◆ PROBLEM: Render the material again word for word, skipping the pictures in it.
--
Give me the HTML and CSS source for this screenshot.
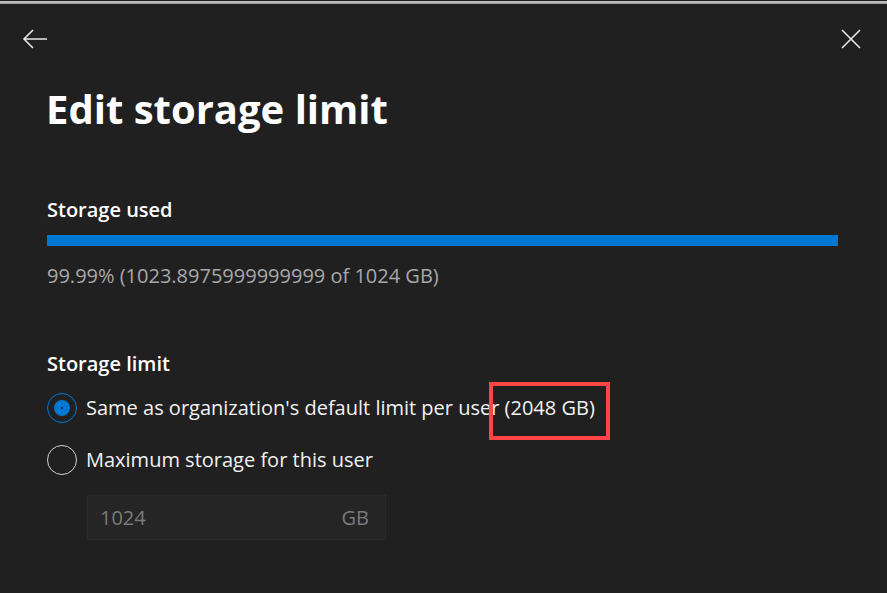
FILE: index.html
```html
<!DOCTYPE html>
<html lang="en">
<head>
<meta charset="utf-8">
<title>Edit storage limit</title>
<link rel="stylesheet" href="styles.css">
</head>
<body>
<div class="topline"></div>
<div class="panel">
  <div class="toolbar">
    <button class="icon-btn" aria-label="Back">
      <svg width="26" height="20" viewBox="0 0 26 20"><path d="M25 10H2M11 1L2 10l9 9" fill="none" stroke="#e8e8e8" stroke-width="1.6"/></svg>
    </button>
    <button class="icon-btn" aria-label="Close">
      <svg width="20" height="20" viewBox="0 0 20 20"><path d="M1 1l18 18M19 1L1 19" fill="none" stroke="#e8e8e8" stroke-width="1.6"/></svg>
    </button>
  </div>
  <div class="content">
    <h1 class="title">Edit storage limit</h1>
    <section class="used">
      <h2 class="label">Storage used</h2>
      <div class="bar"><div class="bar-fill" style="width:99.99%"></div></div>
      <p class="usage">99.99% (1023.8975999999999 of 1024 GB)</p>
    </section>
    <section class="limit">
      <h2 class="label">Storage limit</h2>
      <div class="options">
        <label class="option">
          <span class="radio checked"><span class="dot"></span></span>
          <span class="opt-text">Same as organization's default limit per user <span class="highlight">(2048 GB)</span></span>
        </label>
        <label class="option">
          <span class="radio"></span>
          <span class="opt-text">Maximum storage for this user</span>
        </label>
      </div>
      <div class="field">
        <span class="field-value">1024</span>
        <span class="field-unit">GB</span>
      </div>
    </section>
  </div>
</div>
</body>
</html>
```

FILE: styles.css
```css
html, body {
  margin: 0;
  padding: 0;
  background: #202020;
}
body {
  font-family: "Open Sans", "Noto Sans", sans-serif;
  color: #ffffff;
  width: 887px;
  height: 593px;
  overflow: hidden;
}
.topline {
  height: 3px;
  margin-top: 1px;
  background: linear-gradient(#c8c8c8, #9a9a9a);
}
.panel {
  display: flex;
  flex-direction: column;
}
.toolbar {
  display: flex;
  justify-content: space-between;
  align-items: center;
  padding: 0 26px 0 22px;
  margin-top: 25px;
  height: 20px;
}
.icon-btn {
  background: none;
  border: 0;
  padding: 0;
  display: flex;
}
.content {
  padding: 0 49px 0 47px;
}
.title {
  margin: 36px 0 0 -1px;
  font-size: 40px;
  font-weight: 700;
  line-height: 48px;
}
.used {
  margin-top: 65px;
}
.label {
  margin: 0;
  font-size: 20px;
  font-weight: 600;
  line-height: 24px;
}
.bar {
  margin-top: 13px;
  height: 11px;
  background: #3a3a3a;
}
.bar-fill {
  height: 100%;
  background: #0078d4;
}
.usage {
  margin: 18px 0 0;
  font-size: 20px;
  line-height: 24px;
  color: #a8a8a8;
}
.limit {
  margin-top: 64px;
}
.options {
  margin-top: 16px;
  display: flex;
  flex-direction: column;
  gap: 20px;
}
.option {
  display: flex;
  align-items: center;
  gap: 9px;
  font-size: 20px;
  line-height: 32px;
  color: #f2f2f2;
}
.radio {
  width: 28px;
  height: 28px;
  border: 1.5px solid #d0d0d0;
  border-radius: 50%;
  display: flex;
  align-items: center;
  justify-content: center;
  flex: none;
}
.radio.checked {
  border-color: #0078d4;
}
.dot {
  width: 16px;
  height: 16px;
  border-radius: 50%;
  background: #0078d4;
  position: relative;
}
.dot::after {
  content: "";
  position: absolute;
  left: 7px;
  top: 7px;
  width: 2px;
  height: 2px;
  border-radius: 50%;
  background: #101010;
}
.highlight {
  position: relative;
}
.highlight::before {
  content: "";
  position: absolute;
  left: -16px;
  top: -12px;
  width: 113px;
  height: 50px;
  border: 4px solid #ff4545;
}
.field {
  margin: 19px 0 0 40px;
  width: 269px;
  height: 43px;
  padding: 0 16px 0 12px;
  display: flex;
  align-items: center;
  justify-content: space-between;
  background: #252525;
  border: 1px solid #2a2a2a;
  font-size: 20px;
  color: #7a7a7a;
}
```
--
◆ SOLUTION FOR THIS EXERCISE:
Give me the HTML and CSS source for this screenshot.
FILE: index.html
```html
<!DOCTYPE html>
<html lang="en">
<head>
<meta charset="utf-8">
<title>Edit storage limit</title>
<link rel="stylesheet" href="styles.css">
</head>
<body>
<div class="topline"></div>
<div class="panel">
  <div class="toolbar">
    <button class="icon-btn" aria-label="Back">
      <svg width="26" height="20" viewBox="0 0 26 20"><path d="M25 10H2M11 1L2 10l9 9" fill="none" stroke="#e8e8e8" stroke-width="1.6"/></svg>
    </button>
    <button class="icon-btn" aria-label="Close">
      <svg width="20" height="20" viewBox="0 0 20 20"><path d="M1 1l18 18M19 1L1 19" fill="none" stroke="#e8e8e8" stroke-width="1.6"/></svg>
    </button>
  </div>
  <div class="content">
    <h1 class="title">Edit storage limit</h1>
    <section class="used">
      <h2 class="label">Storage used</h2>
      <div class="bar"><div class="bar-fill" style="width:99.99%"></div></div>
      <p class="usage">99.99% (1023.8975999999999 of 1024 GB)</p>
    </section>
    <section class="limit">
      <h2 class="label">Storage limit</h2>
      <div class="options">
        <label class="option">
          <span class="radio checked"><span class="dot"></span></span>
          <span class="opt-text">Same as organization's default limit per user <span class="highlight">(2048 GB)</span></span>
        </label>
        <label class="option">
          <span class="radio"></span>
          <span class="opt-text">Maximum storage for this user</span>
        </label>
      </div>
      <div class="field">
        <span class="field-value">1024</span>
        <span class="field-unit">GB</span>
      </div>
    </section>
  </div>
</div>
</body>
</html>
```

FILE: styles.css
```css
html, body {
  margin: 0;
  padding: 0;
  background: #202020;
}
body {
  font-family: "Open Sans", "Noto Sans", sans-serif;
  color: #ffffff;
  width: 887px;
  height: 593px;
  overflow: hidden;
}
.topline {
  height: 3px;
  margin-top: 1px;
  background: linear-gradient(#c8c8c8, #9a9a9a);
}
.panel {
  display: flex;
  flex-direction: column;
}
.toolbar {
  display: flex;
  justify-content: space-between;
  align-items: center;
  padding: 0 26px 0 22px;
  margin-top: 25px;
  height: 20px;
}
.icon-btn {
  background: none;
  border: 0;
  padding: 0;
  display: flex;
}
.content {
  padding: 0 49px 0 47px;
}
.title {
  margin: 36px 0 0 -1px;
  font-size: 40px;
  font-weight: 700;
  line-height: 48px;
}
.used {
  margin-top: 65px;
}
.label {
  margin: 0;
  font-size: 20px;
  font-weight: 600;
  line-height: 24px;
}
.bar {
  margin-top: 13px;
  height: 11px;
  background: #3a3a3a;
}
.bar-fill {
  height: 100%;
  background: #0078d4;
}
.usage {
  margin: 18px 0 0;
  font-size: 20px;
  line-height: 24px;
  color: #a8a8a8;
}
.limit {
  margin-top: 64px;
}
.options {
  margin-top: 16px;
  display: flex;
  flex-direction: column;
  gap: 20px;
}
.option {
  display: flex;
  align-items: center;
  gap: 9px;
  font-size: 20px;
  line-height: 32px;
  color: #f2f2f2;
}
.radio {
  width: 28px;
  height: 28px;
  border: 1.5px solid #d0d0d0;
  border-radius: 50%;
  display: flex;
  align-items: center;
  justify-content: center;
  flex: none;
}
.radio.checked {
  border-color: #0078d4;
}
.dot {
  width: 16px;
  height: 16px;
  border-radius: 50%;
  background: #0078d4;
  position: relative;
}
.dot::after {
  content: "";
  position: absolute;
  left: 7px;
  top: 7px;
  width: 2px;
  height: 2px;
  border-radius: 50%;
  background: #101010;
}
.highlight {
  position: relative;
}
.highlight::before {
  content: "";
  position: absolute;
  left: -16px;
  top: -12px;
  width: 113px;
  height: 50px;
  border: 4px solid #ff4545;
}
.field {
  margin: 19px 0 0 40px;
  width: 269px;
  height: 43px;
  padding: 0 16px 0 12px;
  display: flex;
  align-items: center;
  justify-content: space-between;
  background: #252525;
  border: 1px solid #2a2a2a;
  font-size: 20px;
  color: #7a7a7a;
}
```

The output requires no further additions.